Friday, February 27, 2026

How overthinking destroys your decision making

 

How overthinking destroys your decision making



Overthinking is often mistaken for intelligence or careful thinking. 

In reality, it is one of the biggest enemies of clear decision making. 

When you overthink, your mind does not become wiser it becomes louder.

Instead of clarity, you experience confusion. Instead of confidence, you feel doubt.

Over time, this mental pattern quietly destroys your ability to decide and act.


What Overthinking really is :

Overthinking is not deep thinking. It is repetitive thinking without progress.

It usually looks like:

-  Replaying the same situation repeatedly.

-  Imagining worst-case scenarios.

-  Questioning decisions that are already made.

-  Searching for perfect certainty.


The mind stays active, but no real movement happens.



Why Overthinking Feels Productive :


Overthinking creates the illusion of control. 

You feel busy mentally, so it seems like you are solving something.


But in reality:

-  No decision is finalized.

-  No action is taken.

-  Mental energy is wasted.

Thinking without direction leads to mental exhaustion, not solutions.


How Overthinking affects decision making :


1. It Creates Mental Paralysis :

When too many possibilities exist, the brain freezes. You delay decisions because no option feels safe enough.

The result ?      Missed opportunities.


2. It Weakens Confidence :

Every time you doubt a decision repeatedly, you teach your brain not to trust itself. Over time, confidence erodes.

Decisions become emotionally heavy instead of logical.


3. It Amplifies Fear :

Overthinking focuses on what could go wrong instead of what could go right. Fear grows while clarity shrinks.

Fear-driven thinking blocks rational judgment.


4. It Delays Action :

Decisions lose their value when they come too late. Overthinking turns simple choices into long mental battles.

Clarity requires movement, not perfection.



The Difference Between Thinking and Overthinking :

-   Thinking

-   Overthinking

-   Leads to action

-   Leads to delay

-   Brings clarity

-   Creates confusion

-   Has an endpoint

-   Loops endlessly

-   Builds confidence

-   Creates doubt

               The key difference is direction.



How to Stop Overthinking and Decide Clearly :


1. Set Decision Limits :

Give yourself a clear time frame:

Small decisions: minutes

Medium decisions: hours

Big decisions: days

Deadlines force clarity.


2. Accept Imperfect Decisions :

No decision comes with full certainty. Waiting for perfect clarity guarantees inaction.

Progress beats perfection.


3. Write Before You Decide :

Writing externalizes thoughts. Once on paper, mental noise loses its power.

Clarity increases when thoughts leave the mind.


4. Focus on Control, Not Outcome :

You control effort and intention—not results. This mindset reduces fear and mental pressure.


5. Act, Then Adjust :

Clarity often comes after action, not before it.
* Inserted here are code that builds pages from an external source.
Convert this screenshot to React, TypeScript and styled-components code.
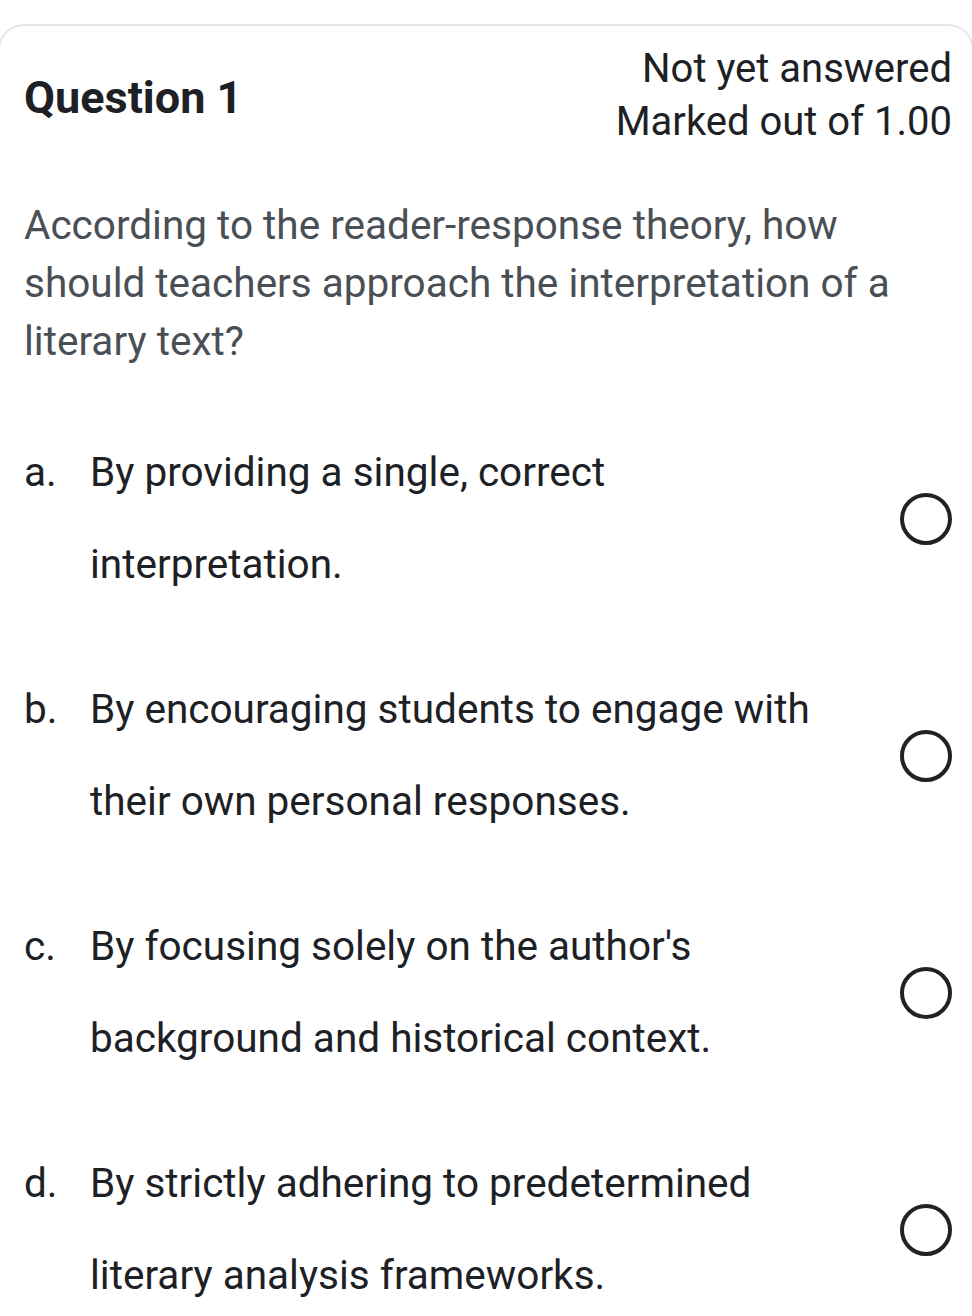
import React from 'react';
import styled, { createGlobalStyle } from 'styled-components';

const GlobalStyle = createGlobalStyle`
  html, body {
    margin: 0;
    padding: 0;
    background: #ffffff;
  }
  body {
    font-family: Roboto, "Noto Sans", "Liberation Sans", sans-serif;
    color: #1d2125;
    -webkit-font-smoothing: antialiased;
  }
`;

interface Choice {
  letter: string;
  text: string;
}

const choices: Choice[] = [
  { letter: 'a.', text: 'By providing a single, correct interpretation.' },
  { letter: 'b.', text: 'By encouraging students to engage with their own personal responses.' },
  { letter: 'c.', text: "By focusing solely on the author's background and historical context." },
  { letter: 'd.', text: 'By strictly adhering to predetermined literary analysis frameworks.' },
];

const App = () => {
  return (
    <>
      <GlobalStyle />
      <Card>
        <Header>
          <Title>Question 1</Title>
          <Status>
            <div>Not yet answered</div>
            <div>Marked out of 1.00</div>
          </Status>
        </Header>

        <QuestionText>
          According to the reader-response theory, how should teachers approach the
          interpretation of a literary text?
        </QuestionText>

        <ChoiceList>
          {choices.map(choice => (
            <ChoiceRow key={choice.letter}>
              <Letter>{choice.letter}</Letter>
              <ChoiceText>{choice.text}</ChoiceText>
              <Radio type="radio" name="q1" aria-label={choice.letter} />
            </ChoiceRow>
          ))}
        </ChoiceList>
      </Card>
    </>
  );
};

const Card = styled.section`
  margin: 24px -2px 0 -2px;
  min-height: calc(100vh - 24px);
  border: 2px solid #e6e6e6;
  border-bottom: none;
  border-radius: 26px 26px 0 0;
  padding: 16px 20px 0 24px;
  box-sizing: border-box;
`;

const Header = styled.header`
  display: flex;
  justify-content: space-between;
  align-items: flex-start;
`;

const Title = styled.h3`
  margin: 32px 0 0;
  font-size: 45px;
  line-height: 48px;
  font-weight: 700;
  color: #1d2125;
`;

const Status = styled.div`
  text-align: right;
  font-size: 40px;
  line-height: 53px;
  color: #1d2125;
`;

const QuestionText = styled.p`
  margin: 48px 0 0;
  padding-right: 40px;
  font-size: 40.5px;
  line-height: 58px;
  color: #4a4f55;
`;

const ChoiceList = styled.div`
  display: flex;
  flex-direction: column;
  gap: 53px;
  margin-top: 56px;
`;

const ChoiceRow = styled.label`
  display: grid;
  grid-template-columns: 66px 1fr 52px;
  align-items: start;
  font-size: 40.5px;
  line-height: 92px;
  color: #1d2125;
  cursor: pointer;
`;

const Letter = styled.span``;

const ChoiceText = styled.span`
  max-width: 750px;
`;

const Radio = styled.input`
  appearance: none;
  -webkit-appearance: none;
  align-self: center;
  width: 52px;
  height: 52px;
  margin: 2px 0 0;
  border: 4.5px solid #222222;
  border-radius: 50%;
  background: #ffffff;
  box-sizing: border-box;
  cursor: pointer;
`;

export default App;
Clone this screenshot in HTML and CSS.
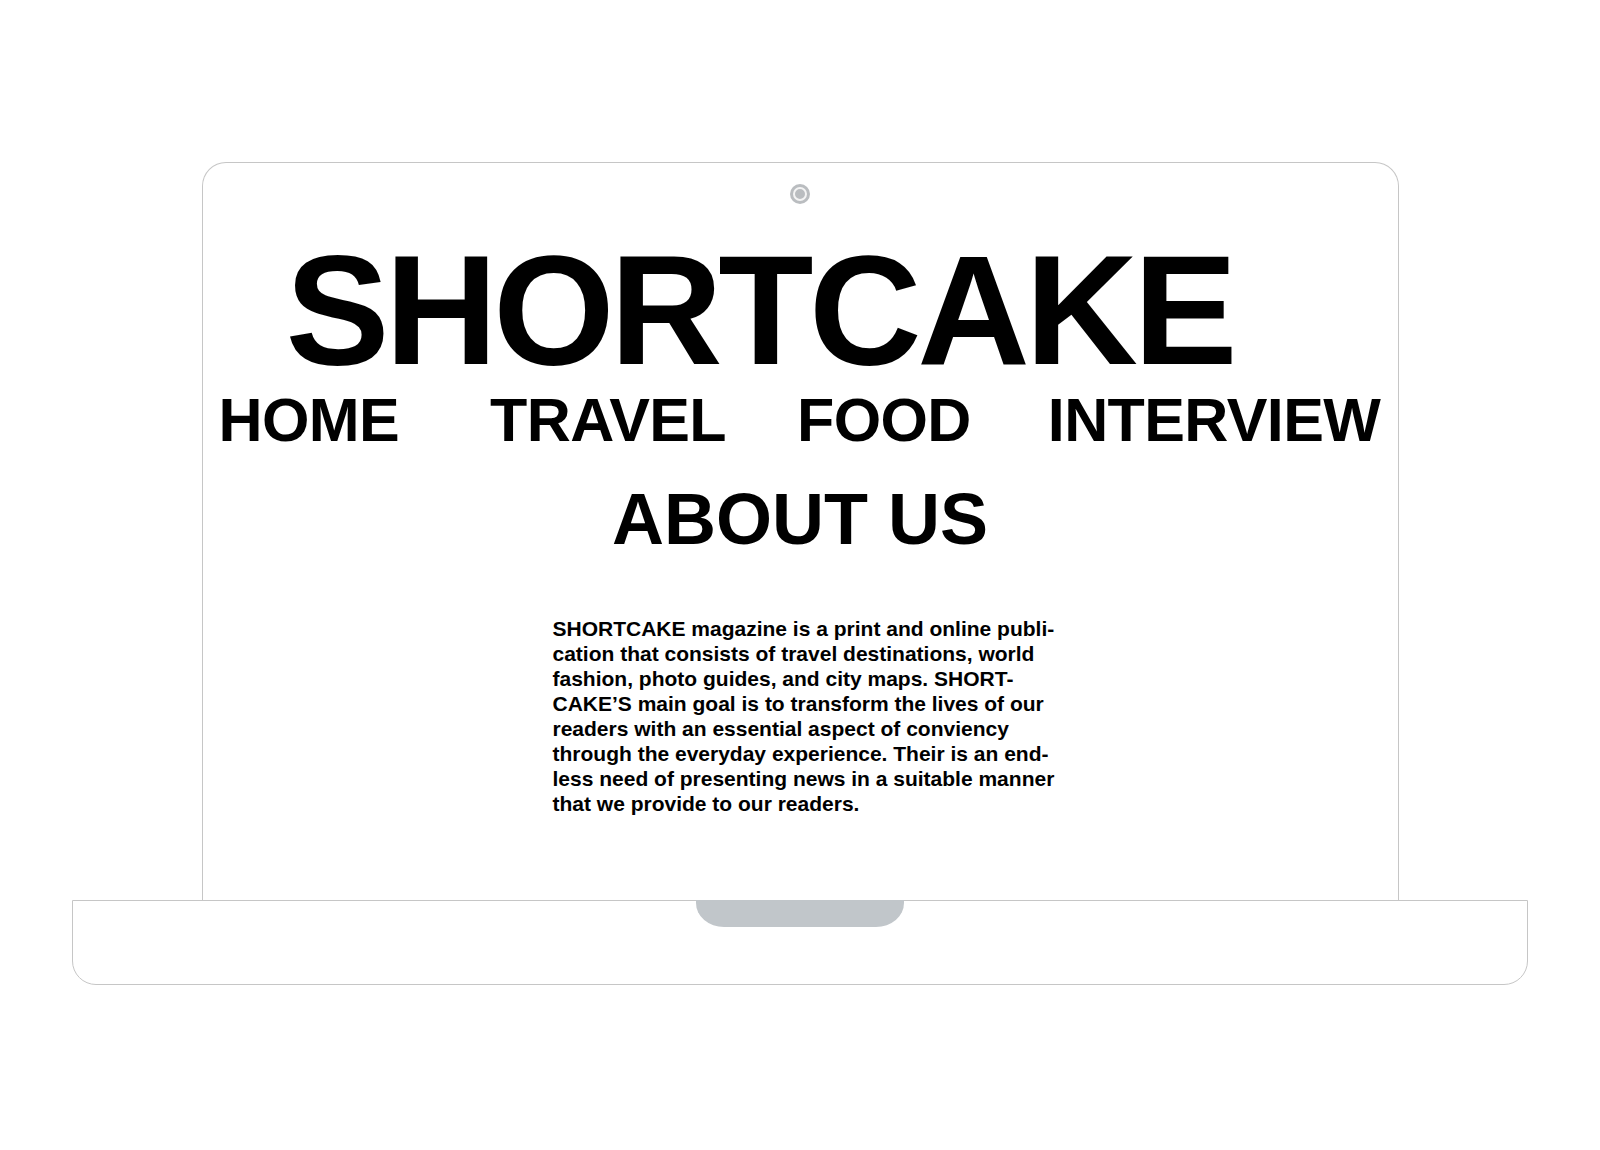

Movement reveals what thinking cannot.



A simple decision making framework :


When stuck, ask:

What is the simplest option?

What can I control right now?

What happens if I delay this decision?

Most clarity comes from simplicity.



Final Thoughts :

Overthinking is not a sign of intelligence. It is a sign of mental overload and fear of uncertainty.

Clear decision-making requires trust trust in yourself, trust in progress, and trust that clarity follows action.


When you stop trying to think your way out of everything, your mind becomes lighter, and decisions become easier.